Mário Mesquita (1950-2022)
O último dos intelectuais do jornalismo
Está a fazer agora um ano (15 de junho) que, na apresentação do livro A Liberdade por Princípio, publicado em sua homenagem, Mário Mesquita me surpreendeu ao dizer publicamente como gostaria de ser recordado no seu epitáfio: "morreu o jornalista Mário Mesquita, que, distraído como era, deixou caducar a carteira profissional". Recebi as palavras como mais uma expressão do seu arrojo em falar, com a tranquilidade das palavras certas, sobre coisas que não gostamos ou não queremos ouvir.
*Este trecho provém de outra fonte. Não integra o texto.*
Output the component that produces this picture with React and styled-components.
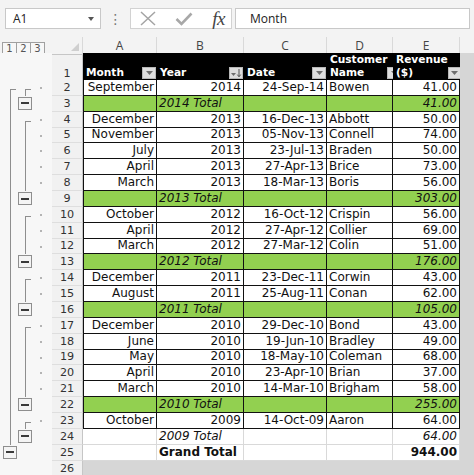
import React from 'react';
import styled, { createGlobalStyle, css } from 'styled-components';

// spreadsheet with outline (grouped subtotals) - Excel look

const GlobalStyle = createGlobalStyle`
  html, body {
    margin: 0;
    padding: 0;
    background: #fff;
  }
  body {
    width: 474px;
    height: 475px;
    overflow: hidden;
    font-family: "DejaVu Sans", Verdana, sans-serif;
  }
`;

const COLS = '52px 31px 74px 87px 83px 66px 67px 1fr';
const ROW_H = 15.87;
const DARK = '#111';
const GRID = '#d9d9d9';
const RAIL = '#8e8e8e';

/* ---------- formula bar ---------- */

const FormulaBar = styled.div`
  display: flex;
  align-items: center;
  height: 37px;
  padding-left: 5px;
  background: #f3f3f3;
  box-sizing: border-box;
`;

const NameBox = styled.div`
  width: 96px;
  height: 21px;
  box-sizing: border-box;
  background: #fff;
  border: 1px solid #c8c8c8;
  display: flex;
  align-items: center;
  justify-content: space-between;
  padding: 0 6px 0 7px;
  font: 12px "Open Sans", sans-serif;
  color: #222;
`;

const Caret = styled.span`
  width: 0;
  height: 0;
  border-left: 3.5px solid transparent;
  border-right: 3.5px solid transparent;
  border-top: 4px solid #555;
`;

const Grip = styled.span`
  width: 29px;
  text-align: center;
  font: 14px "DejaVu Sans", sans-serif;
  color: #777;
`;

const FxBox = styled.div`
  width: 102px;
  height: 21px;
  box-sizing: border-box;
  background: #fff;
  border: 1px solid #d2d2d2;
  display: flex;
  align-items: center;
  justify-content: space-between;
  padding: 0 6px 0 9px;
`;

const FxLabel = styled.span`
  font: italic 19px "Liberation Serif", serif;
  color: #444;
  letter-spacing: -0.5px;
  line-height: 19px;
`;

const Input = styled.div`
  margin-left: 3px;
  width: 235px;
  height: 21px;
  box-sizing: border-box;
  background: #fff;
  border: 1px solid #c8c8c8;
  display: flex;
  align-items: center;
  padding-left: 14px;
  font: 12px "Open Sans", sans-serif;
  color: #222;
`;

/* ---------- grid ---------- */

const Sheet = styled.div`
  display: flex;
  flex-direction: column;
`;

const Row = styled.div`
  display: grid;
  grid-template-columns: ${COLS};
  height: ${p => p.$h}px;
`;

const Gutter = styled.div`
  display: flex;
  background: #f7f7f7;
`;

const Lane = styled.div`
  position: relative;
  flex: none;
  width: ${p => p.$w}px;
`;

const Rail = styled.span`
  position: absolute;
  left: ${p => p.$x}px;
  top: ${p => (p.$start ? 9 : 0)}px;
  bottom: 0;
  width: 1px;
  background: ${RAIL};
  ${p => p.$start && css`
    &::after {
      content: '';
      position: absolute;
      left: 0;
      top: 0;
      width: 6px;
      height: 1px;
      background: ${RAIL};
    }
  `}
`;

const Collapse = styled.span`
  position: absolute;
  left: ${p => p.$x}px;
  top: 1px;
  width: 14px;
  height: 13px;
  box-sizing: border-box;
  border: 1px solid ${RAIL};
  background: #f4f4f4;
  display: flex;
  align-items: center;
  justify-content: center;

  &::before {
    content: '';
    width: 8px;
    height: 2px;
    background: #3a3a3a;
  }
`;

const Dot = styled.span`
  position: absolute;
  left: 6px;
  top: 7px;
  width: 2px;
  height: 2px;
  background: #b4b4b4;
`;

const Levels = styled.div`
  display: flex;
  align-items: flex-end;
  padding: 0 0 1px 2px;
  background: #f3f3f3;
`;

const LevelBtn = styled.span`
  width: 15px;
  height: 12px;
  box-sizing: border-box;
  border: 1px solid #a0a0a0;
  margin-right: -1px;
  background: #f7f7f7;
  display: flex;
  align-items: center;
  justify-content: center;
  font: 10px "DejaVu Sans", sans-serif;
  color: #555;
`;

const Corner = styled.div`
  position: relative;
  background: #f3f3f3;
  border-right: 1px solid ${GRID};
  border-bottom: 1px solid #c6c6c6;

  &::after {
    content: '';
    position: absolute;
    right: 3px;
    bottom: 3px;
    border-left: 8px solid transparent;
    border-bottom: 8px solid #cfcfcf;
  }
`;

const ColHead = styled.div`
  background: #f3f3f3;
  border-right: 1px solid ${GRID};
  border-bottom: 1px solid #c6c6c6;
  display: flex;
  align-items: center;
  justify-content: center;
  font: 12px "Open Sans", sans-serif;
  color: #444;
`;

const RowHead = styled.div`
  background: #f1f1f1;
  border-right: 1px solid #c6c6c6;
  border-bottom: 1px solid #dedede;
  box-sizing: border-box;
  display: flex;
  align-items: flex-end;
  justify-content: center;
  padding-bottom: 1px;
  font-size: 11.2px;
  color: #333;
`;

const Filler = styled.div`
  background: ${p => (p.$light ? '#f3f3f3' : '#d6d6d6')};
  ${p => p.$span && css`grid-column: 3 / -1;`}
`;

const HeadCell = styled.div`
  background: #000;
  color: #fff;
  font-weight: 700;
  font-size: 10.6px;
  line-height: 13px;
  display: flex;
  align-items: flex-end;
  justify-content: space-between;
  padding: 0 1px 3px 3px;
  box-sizing: border-box;
`;

const FilterBtn = styled.span`
  flex: none;
  width: 14px;
  height: 12px;
  box-sizing: border-box;
  background: #dedede;
  border: 1px solid #b8b8b8;
  display: flex;
  align-items: center;
  justify-content: center;
`;

const Cell = styled.div`
  box-sizing: border-box;
  display: flex;
  align-items: flex-end;
  justify-content: ${p => (p.$right ? 'flex-end' : 'flex-start')};
  padding: 0 2px 1px 2px;
  font-size: 12px;
  line-height: 14px;
  color: #111;
  white-space: nowrap;
  overflow: hidden;
  font-style: ${p => (p.$italic ? 'italic' : 'normal')};
  font-weight: ${p => (p.$bold ? 700 : 400)};
  background: ${p => (p.$tone === 'green' ? '#92d050' : '#fff')};
  border-right: ${p => (p.$tone === 'plain' ? `1px solid ${GRID}` : `1.5px solid ${DARK}`)};
  border-bottom: 1px solid ${p => (p.$tone === 'plain' ? GRID : DARK)};
  ${p => p.$first && p.$tone !== 'plain' && css`border-left: 1.5px solid ${DARK};`}
`;

/* ---------- icons ---------- */

const CrossIcon = () => (
  <svg width="16" height="15" viewBox="0 0 16 15">
    <path d="M1 1 L15 14 M15 1 L1 14" stroke="#a4a4a4" strokeWidth="1.5" fill="none" />
  </svg>
);

const CheckIcon = () => (
  <svg width="18" height="14" viewBox="0 0 18 14">
    <path d="M1.5 7 L6.5 12 L16.5 1.5" stroke="#a8a8a8" strokeWidth="2.6" fill="none" />
  </svg>
);

const DownTri = () => (
  <svg width="7" height="4" viewBox="0 0 7 4">
    <path d="M0 0 H7 L3.5 4 Z" fill="#6e6e6e" />
  </svg>
);

const SortIcon = () => (
  <svg width="12" height="10" viewBox="0 0 12 10">
    <path d="M1 5 H6 L3.5 8 Z" fill="#6e6e6e" />
    <path d="M9 1 V8.5" stroke="#555" strokeWidth="1" />
    <path d="M7.3 6.6 L9 8.8 L10.7 6.6" stroke="#555" strokeWidth="1" fill="none" />
  </svg>
);

/* ---------- data ---------- */

const rows = [
  { n: 2, k: 'd', v: ['September', '2014', '24-Sep-14', 'Bowen', '41.00'] },
  { n: 3, k: 't', v: ['', '2014 Total', '', '', '41.00'] },
  { n: 4, k: 'd', v: ['December', '2013', '16-Dec-13', 'Abbott', '50.00'] },
  { n: 5, k: 'd', v: ['November', '2013', '05-Nov-13', 'Connell', '74.00'] },
  { n: 6, k: 'd', v: ['July', '2013', '23-Jul-13', 'Braden', '50.00'] },
  { n: 7, k: 'd', v: ['April', '2013', '27-Apr-13', 'Brice', '73.00'] },
  { n: 8, k: 'd', v: ['March', '2013', '18-Mar-13', 'Boris', '56.00'] },
  { n: 9, k: 't', v: ['', '2013 Total', '', '', '303.00'] },
  { n: 10, k: 'd', v: ['October', '2012', '16-Oct-12', 'Crispin', '56.00'] },
  { n: 11, k: 'd', v: ['April', '2012', '27-Apr-12', 'Collier', '69.00'] },
  { n: 12, k: 'd', v: ['March', '2012', '27-Mar-12', 'Colin', '51.00'] },
  { n: 13, k: 't', v: ['', '2012 Total', '', '', '176.00'] },
  { n: 14, k: 'd', v: ['December', '2011', '23-Dec-11', 'Corwin', '43.00'] },
  { n: 15, k: 'd', v: ['August', '2011', '25-Aug-11', 'Conan', '62.00'] },
  { n: 16, k: 't', v: ['', '2011 Total', '', '', '105.00'] },
  { n: 17, k: 'd', v: ['December', '2010', '29-Dec-10', 'Bond', '43.00'] },
  { n: 18, k: 'd', v: ['June', '2010', '19-Jun-10', 'Bradley', '49.00'] },
  { n: 19, k: 'd', v: ['May', '2010', '18-May-10', 'Coleman', '68.00'] },
  { n: 20, k: 'd', v: ['April', '2010', '23-Apr-10', 'Brian', '37.00'] },
  { n: 21, k: 'd', v: ['March', '2010', '14-Mar-10', 'Brigham', '58.00'] },
  { n: 22, k: 't', v: ['', '2010 Total', '', '', '255.00'] },
  { n: 23, k: 'd', v: ['October', '2009', '14-Oct-09', 'Aaron', '64.00'] },
  { n: 24, k: 'p', v: ['', '2009 Total', '', '', '64.00'] },
  { n: 25, k: 'g', v: ['', 'Grand Total', '', '', '944.00'] },
];

const groupStarts = [2, 4, 10, 14, 17, 23];
const groupEnds = [3, 9, 13, 16, 22, 24];

const Outline = ({ n, detail }) => {
  const l1 = n === 2 ? 'start' : n === 25 ? 'btn' : 'line';
  const l2 = groupStarts.includes(n) ? 'start' : groupEnds.includes(n) ? 'btn' : n === 25 ? null : 'line';
  return (
    <Gutter>
      <Lane $w={18}>
        {l1 === 'btn' ? <Collapse $x={3} /> : <Rail $x={10} $start={l1 === 'start'} />}
      </Lane>
      <Lane $w={16}>
        {l2 === 'btn' && <Collapse $x={0} />}
        {(l2 === 'line' || l2 === 'start') && <Rail $x={7} $start={l2 === 'start'} />}
      </Lane>
      <Lane $w={18}>{detail && <Dot />}</Lane>
    </Gutter>
  );
};

const align = [true, true, true, false, true];

const DataRow = ({ row }) => {
  const tone = row.k === 't' ? 'green' : row.k === 'p' || row.k === 'g' ? 'plain' : 'white';
  return (
    <Row $h={ROW_H}>
      <Outline n={row.n} detail={row.k === 'd'} />
      <RowHead>{row.n}</RowHead>
      {row.v.map((text, i) => {
        const label = row.k !== 'd' && i === 1;
        return (
          <Cell
            key={i}
            $first={i === 0}
            $tone={tone}
            $right={label ? false : align[i]}
            $italic={row.k === 't' || row.k === 'p'}
            $bold={row.k === 'g'}
          >
            {text}
          </Cell>
        );
      })}
      <Filler />
    </Row>
  );
};

const App = () => (
  <>
    <GlobalStyle />
    <FormulaBar>
      <NameBox>
        A1
        <Caret />
      </NameBox>
      <Grip>⋮</Grip>
      <FxBox>
        <CrossIcon />
        <CheckIcon />
        <FxLabel>fx</FxLabel>
      </FxBox>
      <Input>Month</Input>
    </FormulaBar>

    <Sheet>
      <Row $h={16}>
        <Levels>
          <LevelBtn>1</LevelBtn>
          <LevelBtn>2</LevelBtn>
          <LevelBtn>3</LevelBtn>
        </Levels>
        <Corner />
        {['A', 'B', 'C', 'D', 'E'].map(l => (
          <ColHead key={l}>{l}</ColHead>
        ))}
        <Filler $light />
      </Row>

      <Row $h={27}>
        <Gutter />
        <RowHead>1</RowHead>
        <HeadCell>
          <span>Month</span>
          <FilterBtn><DownTri /></FilterBtn>
        </HeadCell>
        <HeadCell>
          <span>Year</span>
          <FilterBtn><SortIcon /></FilterBtn>
        </HeadCell>
        <HeadCell>
          <span>Date</span>
          <FilterBtn><DownTri /></FilterBtn>
        </HeadCell>
        <HeadCell>
          <span>Customer<br />Name</span>
          <FilterBtn><DownTri /></FilterBtn>
        </HeadCell>
        <HeadCell>
          <span>Revenue<br />($)</span>
          <FilterBtn><DownTri /></FilterBtn>
        </HeadCell>
        <Filler />
      </Row>

      {rows.map(r => (
        <DataRow key={r.n} row={r} />
      ))}

      <Row $h={16}>
        <Gutter />
        <RowHead>26</RowHead>
        <Filler $span />
      </Row>
    </Sheet>
  </>
);

export default App;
No passado dia 27 de maio, “o Mário” deixou-nos, inesperadamente.
Mário Mesquita foi, para além de jornalista, um cidadão politicamente empenhado, que se distanciou da política, sem dela se desligar, e um académico cujo valor está bem presente na resistência ao tempo dos seus textos. Afinal, apesar das referências ao seu epitáfio, como ele próprio reconheceu, foi mais anos professor do que jornalista. Foi fundador do Partido Socialista; subscreveu a ata de fundação da Sopcom; foi fundador, faz em 2023 30 anos, da primeira licenciatura em Jornalismo numa universidade portuguesa, na Faculdade de Letras da Universidade de Coimbra. Professor Honoris Causa pela Universidade Lusófona do Porto, recebeu, a título póstumo, a Ordem da Liberdade.
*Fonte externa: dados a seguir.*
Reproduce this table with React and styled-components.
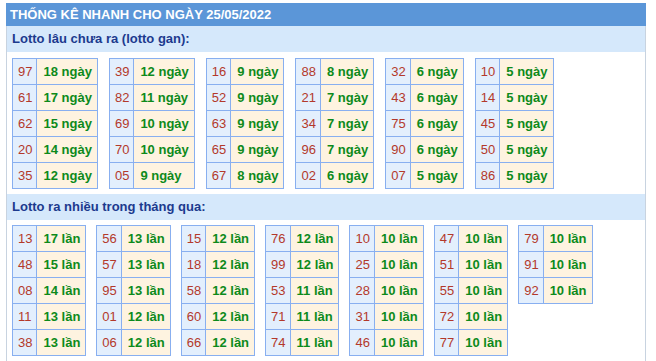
import styled, { createGlobalStyle } from 'styled-components';

const GlobalStyle = createGlobalStyle`
  body {
    margin: 0;
    background: #fff;
    font-family: 'Liberation Sans', Arial, sans-serif;
  }
`;

const gan = [
  [['97', '18'], ['61', '17'], ['62', '15'], ['20', '14'], ['35', '12']],
  [['39', '12'], ['82', '11'], ['69', '10'], ['70', '10'], ['05', '9']],
  [['16', '9'], ['52', '9'], ['63', '9'], ['65', '9'], ['67', '8']],
  [['88', '8'], ['21', '7'], ['34', '7'], ['96', '7'], ['02', '6']],
  [['32', '6'], ['43', '6'], ['75', '6'], ['90', '6'], ['07', '5']],
  [['10', '5'], ['14', '5'], ['45', '5'], ['50', '5'], ['86', '5']],
];

const nhieu = [
  [['13', '17'], ['48', '15'], ['08', '14'], ['11', '13'], ['38', '13']],
  [['56', '13'], ['57', '13'], ['95', '13'], ['01', '12'], ['06', '12']],
  [['15', '12'], ['18', '12'], ['58', '12'], ['60', '12'], ['66', '12']],
  [['76', '12'], ['99', '12'], ['53', '11'], ['71', '11'], ['74', '11']],
  [['10', '10'], ['25', '10'], ['28', '10'], ['31', '10'], ['46', '10']],
  [['47', '10'], ['51', '10'], ['55', '10'], ['72', '10'], ['77', '10']],
  [['79', '10'], ['91', '10'], ['92', '10']],
];

const Wrapper = styled.div`
  width: 640px;
  padding: 3px 0 0 6px;
`;

const Header = styled.div`
  height: 23px;
  line-height: 24px;
  padding-left: 4px;
  background: #5b96d8;
  color: #fff;
  font-size: 13px;
  font-weight: bold;
`;

const Panel = styled.div`
  border-left: 1px solid #c8d3e0;
  border-right: 1px solid #c8d3e0;
  padding-bottom: 10px;
`;

const Title = styled.div`
  height: 26px;
  line-height: 26px;
  padding-left: 5px;
  background: #d5e8fb;
  color: #1c3a8e;
  font-size: 13px;
  font-weight: bold;
`;

const Grid = styled.div`
  display: flex;
  align-items: flex-start;
  gap: ${(p) => p.$gap}px;
  padding: ${(p) => p.$top}px 5px 5px 5px;
`;

const Table = styled.table`
  border-collapse: collapse;
  font-size: 13px;

  td {
    border: 1px solid #88aff0;
    height: 25px;
    line-height: 25px;
    padding: 0;
    white-space: nowrap;
  }
`;

const Num = styled.td`
  && {
    padding: 0 4px 0 5px;
  }
  background: #e3effd;
  color: #b3392b;
`;

const Val = styled.td`
  && {
    padding: 0 5px 0 6px;
  }
  background: #fef3e0;
  color: #0d8a1b;
  font-weight: bold;
`;

const LottoTable = ({ rows, unit }) => (
  <Table>
    <tbody>
      {rows.map(([num, count], i) => (
        <tr key={i}>
          <Num>{num}</Num>
          <Val>
            {count} {unit}
          </Val>
        </tr>
      ))}
    </tbody>
  </Table>
);

const App = () => (
  <Wrapper>
    <GlobalStyle />
    <Header>THỐNG KÊ NHANH CHO NGÀY 25/05/2022</Header>
    <Panel>
      <Title>Lotto lâu chưa ra (lotto gan):</Title>
      <Grid $gap={11} $top={6}>
        {gan.map((rows, i) => (
          <LottoTable key={i} rows={rows} unit='ngày' />
        ))}
      </Grid>
      <Title>Lotto ra nhiều trong tháng qua:</Title>
      <Grid $gap={10} $top={5}>
        {nhieu.map((rows, i) => (
          <LottoTable key={i} rows={rows} unit='lần' />
        ))}
      </Grid>
    </Panel>
  </Wrapper>
);

export default App;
Guardo de Mário Mesquita a imagem do intelectual: o último dos intelectuais que o jornalismo português teve, enredado que está na corrida do comentário instantâneo; e que a academia tem cada vez mais dificuldade em criar, ensimesmada que está no seu ensejo de produzir investigação para índices de avaliações que já nem os académicos conseguem ler.
A dimensão intelectual e humanista de Mário Mesquita inscreve-se nesse percurso instável de jornalista, de académico e de político, que sempre recusou fazer da sua profissão uma carreira. Esse posicionamento sempre lhe permitiu um distanciamento face ao mundo e às coisas, que vejo muito bem espelhado no título do seu livro que recolhe 20 anos de textos publicados nas colunas do Diário de Notícias e do Público: O Estranho Dever do Cepticismo. Como ele próprio escreveu, parafraseando também Salman Rushdie: “Dever porque ‘o cepticismo e a liberdade têm (…) um vínculo mútuo incindível’. Cepticismo porque a política é o trabalho interminável dominado pela incerteza dos cálculos, dos objectivos e pelas oscilações dos seus próprios atores”.
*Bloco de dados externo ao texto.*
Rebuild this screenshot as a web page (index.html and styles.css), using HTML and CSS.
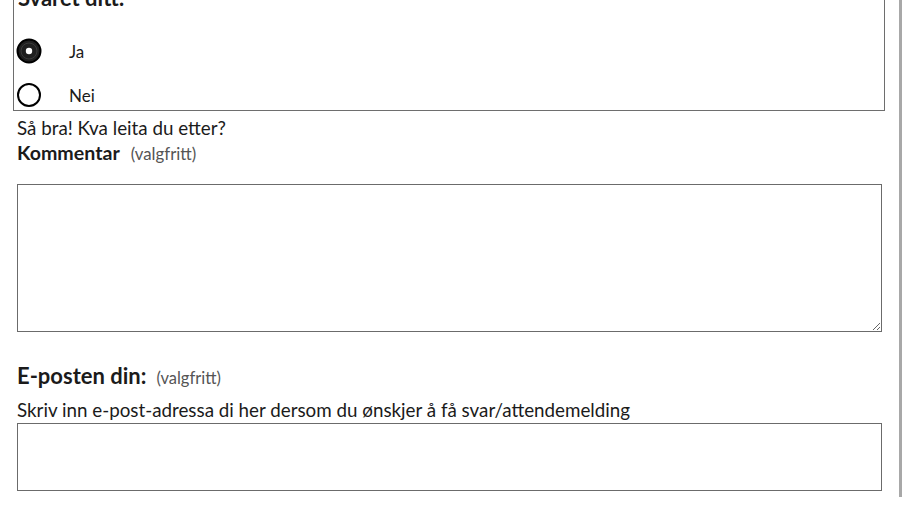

O jornalismo crítico e a figura intelectual de Albert Camus inspiraram-no. De alguma forma sentiu também, quer no jornalismo, quer na academia, quer na vida pública, o isolamento e, nalgumas circunstâncias, o ostracismo vivido por Camus.
“O Mário” – expressão a que recorri depois de, várias vezes, instado a abandonar a palavra professor – partilhou comigo, entre centenas de obras já selecionadas da sua biblioteca, o seu projeto de trabalhar a figura do intelectual. Desse projeto só nos ficará a sua experiência de vida.